> [Short task]
Give only the number of lines where "this" occurs.

> [Information shown]
┄┄┄┄┄┄
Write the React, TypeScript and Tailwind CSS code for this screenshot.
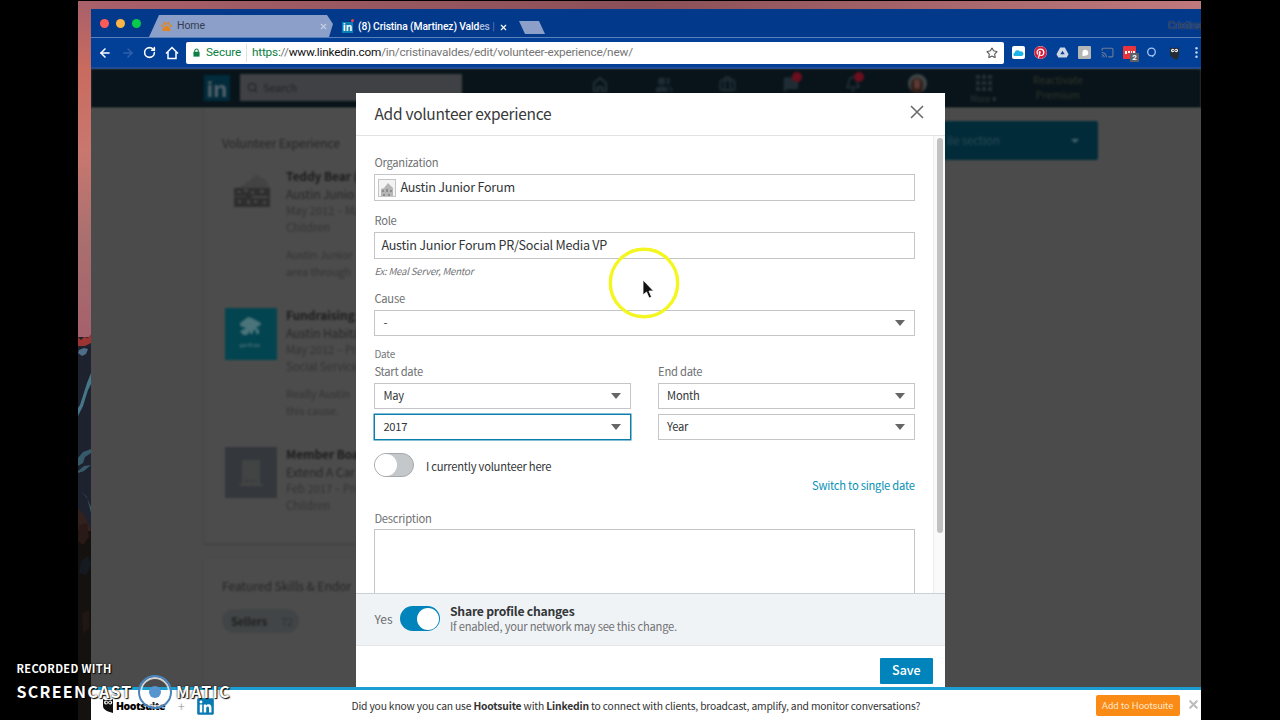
import React from "react";
import { ArrowLeft, ArrowRight, RotateCw, Star, Search, X, Cast, Users, Briefcase, Bell, MessageSquare } from "lucide-react";
import { FaLinkedin, FaPinterest, FaPaw } from "react-icons/fa";

const SANS = "font-['Noto_Sans_CJK_SC','Noto_Sans',sans-serif]";

function Wallpaper() {
  return (
    <svg className="block h-[719px] w-[13px] shrink-0" viewBox="0 0 13 719" preserveAspectRatio="none">
      <defs>
        <linearGradient id="sky" x1="0" y1="0" x2="0" y2="1">
          <stop offset="0" stopColor="#a8606a" />
          <stop offset="0.2" stopColor="#c96b5f" />
          <stop offset="0.45" stopColor="#c9776f" />
          <stop offset="0.7" stopColor="#a9706f" />
          <stop offset="1" stopColor="#a5616c" />
        </linearGradient>
      </defs>
      <rect width="13" height="719" fill="#1e222f" />
      <rect width="13" height="336" fill="url(#sky)" />
      <path d="M0 336l3 3 3-3 4 1 3-4v9l-6 3H0z" fill="#9c3532" />
      <path d="M1 349l5-2 4 1-2 5-4 2-4-3z" fill="#4f6d87" />
      <path d="M13 372l-4 10-7 22-2 3v8l5-10 5-16 3-6z" fill="#467689" />
      <path d="M0 457l5-6 8-3v4l-6 4-2 6-5 3zM0 470l6-5 7-1-7 6-6 2zM3 490l6 6 3 12 1 4v-6l-4-9z" fill="#365a69" />
      <path d="M0 508l6 6 7 14v12H0z" fill="#33211e" />
      <rect y="530" width="13" height="189" fill="#15110f" />
      <path d="M1 524l8-2 2 14-6 8-5-4z" fill="#2a1a17" />
      <path d="M3 560l7-5 3 9-5 10-7-2z" fill="#141a20" />
      <path d="M4 612l7-3v18l-6 6z" fill="#201614" />
    </svg>
  );
}

function TabStrip() {
  return (
    <div className="relative flex h-7 items-end bg-[#03398b]">
      <div className="flex w-[58px] items-center gap-[7px] self-center pl-[9px]">
        <span className="size-[9px] shrink-0 rounded-full bg-[#fc5b57]" />
        <span className="size-[9px] shrink-0 rounded-full bg-[#fdb548]" />
        <span className="size-[9px] shrink-0 rounded-full bg-[#08cb4b]" />
      </div>
      <div className="flex h-[22px] w-[186px] items-center bg-[#8c9fc8] pt-px pr-[7px] pl-[12px] [clip-path:polygon(10px_0,178px_0,184px_9px,180px_22px,0_22px)]">
        <FaPaw className="size-[11px] text-[#e0851f]" />
        <span className="ml-[5px] grow font-[Roboto,sans-serif] text-[10.5px] leading-none tracking-[-0.1px] text-[#333d52]">Home</span>
        <X className="size-[9px] text-[#c5cfe4]" strokeWidth={3} />
      </div>
      <div className="relative flex h-[22px] w-[176px] items-center pt-[2px] pl-[7px]">
        <span className="grid size-[11px] place-items-center bg-[#087fb5] font-['Open_Sans',sans-serif] text-[10px] leading-none font-bold text-white">in</span>
        <span className="absolute top-[4px] left-[16px] size-[3px] rounded-full bg-[#f0404a]" />
        <span className="ml-[5px] w-[140px] font-[Roboto,sans-serif] text-[10.3px] leading-4 font-medium tracking-[-0.13px] whitespace-nowrap text-white">(8) Cristina (Martinez) Vald<span className="text-[#a9bcdf]">es</span> <span className="text-[#5374ad]">|</span></span>
        <X className="ml-px size-[9px] shrink-0 text-white" strokeWidth={3} />
      </div>
      <div className="mb-[3px] ml-[8px] h-[13px] w-[26px] bg-[#8c9fc8] [clip-path:polygon(0_0,20px_0,26px_13px,6px_13px)]" />
      <span className="ml-auto h-[19px] w-[33px] overflow-hidden font-[Roboto,sans-serif] text-[10px] whitespace-nowrap text-[#1d2c47] [text-shadow:0_0_1px_#8f9aae]">Cristina</span>
    </div>
  );
}

function Extensions() {
  return (
    <div className="flex grow items-center gap-[9.3px] pl-[7.5px]">
      <span className="grid size-[13px] shrink-0 place-items-center rounded-[2px] bg-white">
        <svg viewBox="0 0 12 12" className="size-3"><path d="M2 9a2 2 0 0 1 .6-3.3A3 3 0 0 1 8 4.6 2.4 2.4 0 0 1 10 9z" fill="#1eb4e8" /></svg>
      </span>
      <span className="grid size-[13px] shrink-0 place-items-center rounded-full bg-white"><FaPinterest className="size-[13px] text-[#d31f3c]" /></span>
      <svg viewBox="0 0 14 14" className="size-[13px] shrink-0"><path d="M4.5 1.500h5L13.500 9l-2 3.500h-9L.5 9z" fill="#cfd6e3" /><path d="M7 5l2.300 4H4.700z" fill="#0b3f94" /></svg>
      <span className="grid size-[13px] shrink-0 place-items-center rounded-[1px] bg-[#b3b6b4]">
        <svg viewBox="0 0 12 12" className="size-[10px]"><path d="M3 6a3.500 3.500 0 1 1 4 3L3 10z" fill="#fff" /></svg>
      </span>
      <Cast className="size-[13px] shrink-0 text-[#6d7f99]" />
      <span className="relative grid size-[13px] shrink-0 place-items-center rounded-[1px] bg-[#e8353d]">
        <svg viewBox="0 0 13 13" className="size-[13px]" fill="#fff"><path d="M2 5h2v3H2zM5 5h2v2H5zM8 5h1v3H8zM10 5h2v2h-2z" /></svg>
        <span className="absolute -right-[3px] -bottom-[3px] grid h-[9px] w-[9px] place-items-center rounded-[1px] bg-[#5e6266] font-[Roboto,sans-serif] text-[8px] leading-none font-bold text-white">2</span>
      </span>
      <svg viewBox="0 0 13 13" className="size-[13px] shrink-0"><circle cx="6.5" cy="6" r="3.800" fill="none" stroke="#a9c5f4" strokeWidth="1.300" /><path d="M7 9l1 2.200" stroke="#a9c5f4" /></svg>
      <svg viewBox="0 0 12 14" className="h-[14px] w-[13px] shrink-0"><path d="M1.500 1l2 1h5l2-1v7c0 3-1 4-2 6C4.500 12 1.500 11 1.500 8z" fill="#252c33" /><circle cx="4.200" cy="4.500" r="1.700" fill="#fff" /><circle cx="7.800" cy="4.500" r="1.700" fill="#fff" /><circle cx="4.500" cy="4.500" r=".7" /><circle cx="7.500" cy="4.500" r=".7" /></svg>
      <svg viewBox="0 0 13 14" className="h-[13px] w-[13px] shrink-0" fill="#c7d6f2"><circle cx="6.500" cy="2.500" r="1.300" /><circle cx="6.500" cy="7" r="1.300" /><circle cx="6.500" cy="11.500" r="1.300" /></svg>
    </div>
  );
}

function Toolbar() {
  return (
    <div className="flex h-8 items-center border-t border-[#5a80bc] border-b-2 border-b-[#1e4b91] bg-[#023f96]">
      <div className="flex w-[95px] shrink-0 items-center gap-[8.5px] pl-[7px]">
        <ArrowLeft className="size-[14px] text-white" strokeWidth={2.6} />
        <ArrowRight className="size-[14px] text-[#2f61ab]" strokeWidth={2.4} />
        <RotateCw className="size-[13px] text-white" strokeWidth={2.8} />
        <svg viewBox="0 0 14 14" className="size-[14px]" fill="none" stroke="#fff" strokeWidth="1.5"><path d="M1 7.5L7 1.5l6 6M3 6v6.500h8V6" /></svg>
      </div>
      <div className="flex h-[22px] w-[818px] shrink-0 items-center rounded-[2px] bg-white pr-[6px] pl-[7px] font-[Roboto,sans-serif] leading-none">
        <svg viewBox="0 0 8 10" className="h-[9px] w-[7px]"><path d="M2 5V3a2 2 0 0 1 4 0v2" fill="none" stroke="#0b8043" strokeWidth="1.200" /><rect x="0.5" y="4.200" width="7" height="5.500" fill="#0b8043" /></svg>
        <span className="ml-[6px] w-[36px] text-[11.7px] tracking-[-0.1px] text-[#0b8043]">Secure</span>
        <span className="mr-[5px] ml-[4px] h-[18px] w-px bg-[#e0e0e0]" />
        <span className="grow text-[11.8px] tracking-[-0.2px] whitespace-nowrap text-[#757575]"><span className="text-[#0b8043]">https:</span>//<span className="text-[#111]">www.linkedin.com</span>/in/cristinavaldes/edit/volunteer-experience/new/</span>
        <Star className="size-[12px] text-[#555]" strokeWidth={2.2} />
      </div>
      <Extensions />
    </div>
  );
}

function SiteNav() {
  return (
    <div className="flex h-[39px] items-start bg-[#08141a] pl-[113px] blur-[0.8px]">
      <span className="mt-[6px] grid size-[26px] place-items-center bg-[#022b3b] font-['Open_Sans',sans-serif] text-[22px] leading-none font-bold text-[#52616a]">in</span>
      <div className="mt-[5px] ml-[10px] flex h-[27px] w-[222px] items-center bg-[#3f4144] pl-[7px]">
        <Search className="size-[11px] text-[#202224]" strokeWidth={2.5} />
        <span className={`${SANS} ml-[5px] text-[11px] leading-none tracking-[-0.2px] text-[#222426]`}>Search</span>
      </div>
      <div className="mt-[7px] ml-[130px] flex w-[335px] justify-between text-[#1f2c33]">
        <svg viewBox="0 0 16 16" className="size-4" fill="none" stroke="currentColor" strokeWidth="2.5"><path d="M2 15V7l6-5 6 5v8h-4v-4H6v4z" /></svg>
        <Users className="size-[18px] fill-current" />
        <Briefcase className="size-[17px]" strokeWidth={3} />
        <span className="relative"><MessageSquare className="size-4 fill-current" /><span className="absolute -top-[4px] left-[9px] size-[10px] rounded-full bg-[#6b0e1e]" /></span>
        <span className="relative"><Bell className="size-4" strokeWidth={3} /><span className="absolute -top-[4px] left-[9px] size-[10px] rounded-full bg-[#6b0e1e]" /></span>
        <span className="relative -mt-[2px] grid size-[19px] place-items-center overflow-hidden rounded-full bg-[#3f4446]"><span className="mt-1 h-4 w-[12px] rounded-full bg-[#301e18]" /><span className="absolute top-[5px] h-[10px] w-[6px] rounded-full bg-[#5a3a33]" /></span>
      </div>
      <div className="mt-[6px] ml-[37px] flex w-[40px] flex-col items-center">
        <svg viewBox="0 0 16 16" className="size-4" fill="#242f35"><path d="M0 0h4v4H0zM6 0h4v4H6zM12 0h4v4h-4zM0 6h4v4H0zM6 6h4v4H6zM12 6h4v4h-4zM0 12h4v4H0zM6 12h4v4H6zM12 12h4v4h-4z" /></svg>
        <span className={`${SANS} mt-px text-[8.5px] leading-3 text-[#2c3938]`}>More ▾</span>
      </div>
      <div className={`${SANS} mt-[3px] ml-[25px] w-[58px] text-center text-[10.3px] leading-[15px] text-[#34352a]`}>Reactivate<br />Premium</div>
    </div>
  );
}

type Entry = { icon: React.ReactNode; title: string; org: string; date: string; cause: string; note: string[] };

const building = (
  <svg viewBox="0 0 45 36" className="mt-[5px] ml-[5px] h-[36px] w-[45px]"><path d="M12 12L20 6l6-5 10 5 4 8v4H4v-3z" fill="#434343" /><path d="M4 14h36v19H4z" fill="#2e2e2e" /><path d="M7 17h4v2H7zM14 15h4v3h-4zM21 17h3v3h-3zM30 16h4v3h-4zM4 22h12v1H4zM22 22h16v2H22zM8 26h3v3H8zM17 26h3v4h-3zM24 26h3v3h-3zM33 27h3v3h-3z" fill="#464646" /></svg>
);
const habitat = (
  <svg viewBox="0 0 52 52" className="size-[52px]"><rect width="52" height="52" rx="1" fill="#02444f" /><path d="M15 15l8-6 4 1 9 5-1 3-4 1 3 3v4h-3v-4l-3 1v3h-3v-3l-3 4h-4l-3-4 6-3-6-2z" fill="#4a737a" /><path d="M14 36h4v4h-3zM18 36h4v3h-4zM23 35h4v4h-4zM28 36h7v3h-7z" fill="#265b65" /></svg>
);
const placeholder = (
  <svg viewBox="0 0 52 51" className="h-[51px] w-[52px]"><rect width="52" height="51" fill="#34373b" /><path d="M17 13h18v24h3v2H14v-2h3z" fill="#424443" /><path d="M20 34h12" stroke="#34373b" strokeWidth="2" strokeDasharray="3 2" /></svg>
);

const entries: Entry[] = [
  { icon: building, title: "Teddy Bear (", org: "Austin Junio", date: "May 2012 – Ma", cause: "Children", note: ["Austin Junior", "area through"] },
  { icon: habitat, title: "Fundraising", org: "Austin Habita", date: "May 2012 – Pr", cause: "Social Service", note: ["Really Austin", "this cause."] },
  { icon: placeholder, title: "Member Boa", org: "Extend A Car", date: "Feb 2017 – Pre", cause: "Children", note: [] },
];

function ProfilePage() {
  return (
    <div className={`${SANS} flex h-[579px] items-start justify-between overflow-hidden bg-[#4b4b4b] pr-[103px] pl-[112px] tracking-[-0.1px] whitespace-nowrap blur-[0.9px]`}>
      <div className="w-[330px]">
        <div className="h-[437px] border-b-2 border-l border-[#434343] bg-[#4c4c4c] pt-[25px] pl-[18px]">
          <div className="text-[12.3px] leading-5 tracking-[-0.15px] text-[#262626]">Volunteer Experience</div>
          <div className="mt-[14px] flex flex-col">
            {entries.map((e, i) => (
              <div key={i} className="flex h-[139px] gap-[9px] pl-px">
                <div className="mt-[2px] w-[54px] shrink-0 pl-[2px]">{e.icon}</div>
                <div className="text-[11.3px] leading-[16.5px] text-[#343434]">
                  <div className="text-[12px] leading-[18px] font-bold text-[#1d1d1d]">{e.title}</div>
                  <div className="text-[12px] leading-[17px] text-[#272727]">{e.org}</div>
                  <div>{e.date}</div>
                  <div className="mb-[11px]">{e.cause}</div>
                  {e.note.map((n) => <div key={n} className="text-[11px] leading-[17px]">{n}</div>)}
                </div>
              </div>
            ))}
          </div>
        </div>
        <div className="mt-[12px] h-[150px] border-t border-l border-[#474747] bg-[#4c4c4c] pt-[18px] pl-[18px]">
          <div className="text-[12.3px] leading-5 tracking-[-0.15px] text-[#262626]">Featured Skills &amp; Endor</div>
          <div className="mt-[13px] flex h-[24px] w-[77px] items-center rounded-full bg-[#424547] pl-[9px] text-[11px] leading-none"><b className="text-[#1f1f1f]">Sellers</b><span className="ml-[14px] text-[#303333]">72</span></div>
        </div>
      </div>
      <div className="mt-[13px] flex h-[39px] w-[300px] items-center justify-between rounded-[2px] bg-[#022b39] pr-[19px] pl-[149px] text-[11.4px] text-[#284b55]">
        <span>ile section</span><span className="border-x-[4px] border-t-[4px] border-x-transparent border-t-[#456570]" />
      </div>
    </div>
  );
}

function Label({ children, className = "" }: { children: React.ReactNode; className?: string }) {
  return <div className={`h-[18px] text-[11.2px] leading-[18px] text-[#6f7173] ${className}`}>{children}</div>;
}

function Select({ value, active = false, className = "" }: { value: string; active?: boolean; className?: string }) {
  return (
    <div className={`flex h-[26px] items-center justify-between pr-[9px] pl-[8px] text-[11.2px] leading-none text-[#333638] ${active ? "border border-[#0b7fab] shadow-[0_0_0_0.5px_#0b7fab]" : "border border-[#c3c5c7]"} ${className}`}>
      <span>{value}</span>
      <span className="border-x-[5px] border-t-[6px] border-x-transparent border-t-[#646668]" />
    </div>
  );
}

function Dialog() {
  return (
    <div className={`${SANS} absolute top-[24px] left-[264.5px] z-10 flex h-[594px] w-[589.4px] flex-col bg-white tracking-[-0.24px] whitespace-nowrap`}>
      <div className="flex h-[43px] shrink-0 items-center justify-between border-b border-[#e1e2e3] pr-[18px] pl-[19px]">
        <span className="text-[15.5px] leading-none tracking-[-0.3px] text-[#38393b]">Add volunteer experience</span>
        <svg viewBox="0 0 20 20" className="-mt-[4px] size-5" stroke="#6a6b6d" strokeWidth="1.6"><path d="M4 4l12 12M16 4L4 16" /></svg>
      </div>
      <div className="flex h-[457px] overflow-hidden">
        <div className="w-[578.4px] shrink-0 border-r border-[#ececec] pt-[17px] pr-[18.2px] pl-[18.9px]">
          <Label>Organization</Label>
          <div className="mt-[3px] flex h-[27px] items-center gap-[4px] border border-[#c3c5c7] pl-[3px] text-[12.6px] leading-none text-[#333638]">
            <svg viewBox="0 0 18 18" className="size-[18px]"><rect x=".5" y=".5" width="17" height="17" fill="#f3f3f3" stroke="#c5c5c5" /><path d="M3 10l3-1 4-5 5 5v8H3z" fill="#b5b5b5" /><path d="M4 11h2v2H4zM8 10h2v3H8zM12 11h2v2h-2zM5 15h2v2H5zM10 15h2v2h-2z" fill="#8d8d8d" /></svg>
            <span className="pb-px">Austin Junior Forum</span>
          </div>
          <Label className="mt-[10px]">Role</Label>
          <div className="mt-[3px] flex h-[27px] items-center border border-[#c3c5c7] pl-[6px] text-[12.6px] leading-none text-[#333638]">Austin Junior Forum PR/Social Media VP</div>
          <div className="mt-[3px] h-[18px] text-[9.7px] leading-[18px] text-[#737577] italic">Ex: Meal Server, Mentor</div>
          <Label className="mt-[9px]">Cause</Label>
          <Select value="-" className="mt-[3px]" />
          <div className="mt-[10px] h-[16px] text-[10px] leading-4 text-[#77797b]">Date</div>
          <div className="grid grid-cols-2 gap-x-[27px]">
            <Label>Start date</Label>
            <Label>End date</Label>
            <Select value="May" className="mt-[3px]" />
            <Select value="Month" className="mt-[3px]" />
            <Select value="2017" active className="mt-[5px]" />
            <Select value="Year" className="mt-[5px]" />
          </div>
          <div className="mt-[12.5px] flex h-6 items-center">
            <span className="flex h-6 w-[40px] items-center rounded-full border border-[#a6a9ab] bg-[#c5c8ca]"><span className="size-[22px] rounded-full bg-white" /></span>
            <span className="mt-[5px] ml-[11.500px] text-[11.2px] leading-none text-[#333638]">I currently volunteer here</span>
          </div>
          <div className="-mt-[0.5px] h-[18px] text-right text-[11.2px] leading-[18px] text-[#0591b5]">Switch to single date</div>
          <Label className="mt-[14.5px]">Description</Label>
          <div className="mt-[2.5px] h-[90px] border border-[#c3c5c7]" />
        </div>
        <div className="w-[11px] bg-[#fafafa] pt-[2px] pl-[3px]"><div className="h-[395px] w-[6px] rounded-full bg-[#c1c1c1]" /></div>
      </div>
      <div className="flex h-[53px] shrink-0 items-center border-y border-t-[#c9d0d6] border-b-[#e3e7ea] bg-[#f0f3f6] pb-[2px] pl-[19px]">
        <span className="w-[25.5px] text-[12px] leading-none tracking-normal text-[#6c6e70]">Yes</span>
        <span className="flex h-[25px] w-[40px] items-center justify-end rounded-full bg-[#0084bb] pr-px"><span className="size-[22px] rounded-full bg-white" /></span>
        <div className="ml-[10px]">
          <div className="text-[12.2px] leading-4 font-bold text-[#333638]">Share profile changes</div>
          <div className="-mt-px text-[11.2px] leading-4 text-[#707274]">If enabled, your network may see this change.</div>
        </div>
      </div>
      <div className="flex grow items-center justify-end pt-[8px] pr-[12px]">
        <button className="h-[26px] w-[53px] rounded-[1px] bg-[#0084bb] text-[12.5px] leading-none font-medium tracking-normal text-white">Save</button>
      </div>
    </div>
  );
}

function HootsuiteBar() {
  return (
    <div className={`${SANS} relative z-20 flex h-[33px] items-center border-t-[3px] border-[#1b9fd3] bg-white pt-[2px] text-[10.3px] whitespace-nowrap text-[#333]`}>
      <div className="flex w-[260.5px] items-center pl-[11px]">
        <svg viewBox="0 0 12 16" className="h-4 w-[12px]"><path d="M1 1l2 1h6l2-1v14C7 14 1 12 1 8z" fill="#111" /><circle cx="4" cy="4.500" r="2" fill="#fff" /><circle cx="8.200" cy="4.500" r="2" fill="#fff" /><circle cx="4.400" cy="4.500" r=".9" /><circle cx="8" cy="4.500" r=".9" /></svg>
        <span className="ml-[2px] w-[50px] font-['Open_Sans',sans-serif] text-[10.5px] leading-none font-extrabold tracking-[-0.5px] text-black">Hootsuite</span>
        <span className="ml-[12px] w-[18px] text-[12px] leading-none text-[#aaa]">+</span>
        <FaLinkedin className="size-[19px] text-[#0879b2]" />
      </div>
      <span className="w-[744px] leading-none tracking-[-0.17px]">Did you know you can use <b>Hootsuite</b> with <b>Linkedin</b> to connect with clients, broadcast, amplify, and monitor conversations?</span>
      <span className="-mt-px grid h-[21px] w-[84px] place-items-center rounded-[2px] bg-[#f98b16] font-[Roboto,sans-serif] text-[9.5px] leading-none text-[#ffe7c9]">Add to Hootsuite</span>
      <X className="-mt-[4px] ml-[7px] size-[13px] shrink-0 text-[#bcbcbc]" strokeWidth={4} />
    </div>
  );
}

function Watermark() {
  return (
    <div className={`${SANS} absolute top-[660px] left-[16.5px] z-30 whitespace-nowrap text-white [text-shadow:1px_1px_1px_#000,0_0_2px_#000]`}>
      <div className="text-[11px] leading-4 font-bold tracking-[0.33px]">RECORDED WITH</div>
      <div className="-mt-[1px] flex h-[34px] items-center text-[16px] leading-none font-bold">
        <span className="w-[120px] -translate-y-px tracking-[1.27px]">SCREENCAST</span>
        <svg viewBox="0 0 36 36" className="size-[36px] shrink-0"><circle cx="18" cy="18" r="14" fill="none" stroke="#fff" strokeOpacity=".75" strokeWidth="2" /><circle cx="18" cy="18" r="16" fill="none" stroke="#4a84bb" strokeWidth="2" /><circle cx="18" cy="18" r="6" fill="#5795cf" /></svg>
        <span className="ml-[3.5px] -translate-y-px tracking-[1.27px]">MATIC</span>
      </div>
    </div>
  );
}

export default function App() {
  return (
    <div className="relative h-[720px] w-[1280px] overflow-hidden bg-black pt-px pl-[78px]">
      <div className="flex w-[1123px]">
        <Wallpaper />
        <div className="flex h-[719px] w-[1110px] flex-col">
          <div className="h-[8px] shrink-0 bg-linear-to-r from-[#a8606a] via-[#8a5057] to-[#c07a7d]" />
          <TabStrip />
          <Toolbar />
          <div className="relative h-[618px] overflow-hidden bg-[#4b4b4b]">
            <SiteNav />
            <ProfilePage />
            <Dialog />
          </div>
          <HootsuiteBar />
        </div>
      </div>
      <svg viewBox="0 0 72 72" className="absolute top-[247px] left-[608px] z-20 size-[72px]">
        <circle cx="36" cy="36" r="33.700" fill="none" stroke="#f4f71f" strokeWidth="3.400" />
        <path d="M35 33v15l3.500-3 2.600 6 2.500-1-2.600-6h4.500z" fill="#111" stroke="#fff" strokeWidth=".8" />
      </svg>
      <Watermark />
    </div>
  );
}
┄┄┄┄┄┄
> [Answer to the exercise]
3